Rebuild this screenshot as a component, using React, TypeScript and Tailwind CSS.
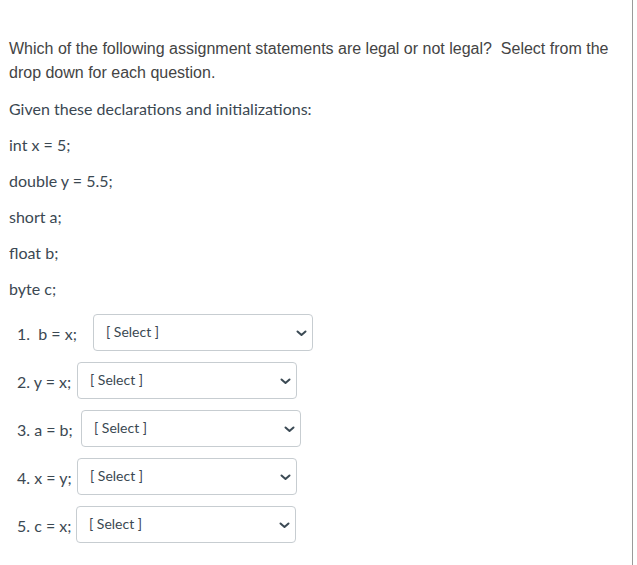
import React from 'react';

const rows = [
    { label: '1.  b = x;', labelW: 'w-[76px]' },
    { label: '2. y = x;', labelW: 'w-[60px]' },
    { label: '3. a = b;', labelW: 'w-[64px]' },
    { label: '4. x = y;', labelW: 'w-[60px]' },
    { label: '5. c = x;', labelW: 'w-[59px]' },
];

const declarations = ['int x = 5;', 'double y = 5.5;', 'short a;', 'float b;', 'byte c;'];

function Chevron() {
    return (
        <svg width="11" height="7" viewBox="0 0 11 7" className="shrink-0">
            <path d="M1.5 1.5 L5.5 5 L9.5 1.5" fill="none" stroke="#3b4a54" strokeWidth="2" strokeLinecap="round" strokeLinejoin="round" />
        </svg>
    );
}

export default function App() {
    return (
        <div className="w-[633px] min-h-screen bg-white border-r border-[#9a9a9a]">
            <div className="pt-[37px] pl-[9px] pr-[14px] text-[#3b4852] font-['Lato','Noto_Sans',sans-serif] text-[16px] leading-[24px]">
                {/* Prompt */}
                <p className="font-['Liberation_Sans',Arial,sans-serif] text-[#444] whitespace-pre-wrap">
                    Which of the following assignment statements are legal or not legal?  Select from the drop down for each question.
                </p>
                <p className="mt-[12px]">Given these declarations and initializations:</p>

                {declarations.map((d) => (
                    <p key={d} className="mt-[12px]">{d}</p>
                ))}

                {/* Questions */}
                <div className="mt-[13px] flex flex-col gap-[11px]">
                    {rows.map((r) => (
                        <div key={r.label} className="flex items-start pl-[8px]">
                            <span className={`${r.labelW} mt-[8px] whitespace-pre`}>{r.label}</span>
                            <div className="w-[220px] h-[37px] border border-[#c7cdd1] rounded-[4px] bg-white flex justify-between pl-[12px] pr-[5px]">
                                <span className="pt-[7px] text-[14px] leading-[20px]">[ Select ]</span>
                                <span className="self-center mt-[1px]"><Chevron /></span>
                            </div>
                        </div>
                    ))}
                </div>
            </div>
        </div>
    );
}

▸ Written exercise
Copy the listing exactly. Any image in it stays out of the copy.

▸ Full answer
Rebuild this screenshot as a component, using React, TypeScript and Tailwind CSS.
import React from 'react';

const rows = [
    { label: '1.  b = x;', labelW: 'w-[76px]' },
    { label: '2. y = x;', labelW: 'w-[60px]' },
    { label: '3. a = b;', labelW: 'w-[64px]' },
    { label: '4. x = y;', labelW: 'w-[60px]' },
    { label: '5. c = x;', labelW: 'w-[59px]' },
];

const declarations = ['int x = 5;', 'double y = 5.5;', 'short a;', 'float b;', 'byte c;'];

function Chevron() {
    return (
        <svg width="11" height="7" viewBox="0 0 11 7" className="shrink-0">
            <path d="M1.5 1.5 L5.5 5 L9.5 1.5" fill="none" stroke="#3b4a54" strokeWidth="2" strokeLinecap="round" strokeLinejoin="round" />
        </svg>
    );
}

export default function App() {
    return (
        <div className="w-[633px] min-h-screen bg-white border-r border-[#9a9a9a]">
            <div className="pt-[37px] pl-[9px] pr-[14px] text-[#3b4852] font-['Lato','Noto_Sans',sans-serif] text-[16px] leading-[24px]">
                {/* Prompt */}
                <p className="font-['Liberation_Sans',Arial,sans-serif] text-[#444] whitespace-pre-wrap">
                    Which of the following assignment statements are legal or not legal?  Select from the drop down for each question.
                </p>
                <p className="mt-[12px]">Given these declarations and initializations:</p>

                {declarations.map((d) => (
                    <p key={d} className="mt-[12px]">{d}</p>
                ))}

                {/* Questions */}
                <div className="mt-[13px] flex flex-col gap-[11px]">
                    {rows.map((r) => (
                        <div key={r.label} className="flex items-start pl-[8px]">
                            <span className={`${r.labelW} mt-[8px] whitespace-pre`}>{r.label}</span>
                            <div className="w-[220px] h-[37px] border border-[#c7cdd1] rounded-[4px] bg-white flex justify-between pl-[12px] pr-[5px]">
                                <span className="pt-[7px] text-[14px] leading-[20px]">[ Select ]</span>
                                <span className="self-center mt-[1px]"><Chevron /></span>
                            </div>
                        </div>
                    ))}
                </div>
            </div>
        </div>
    );
}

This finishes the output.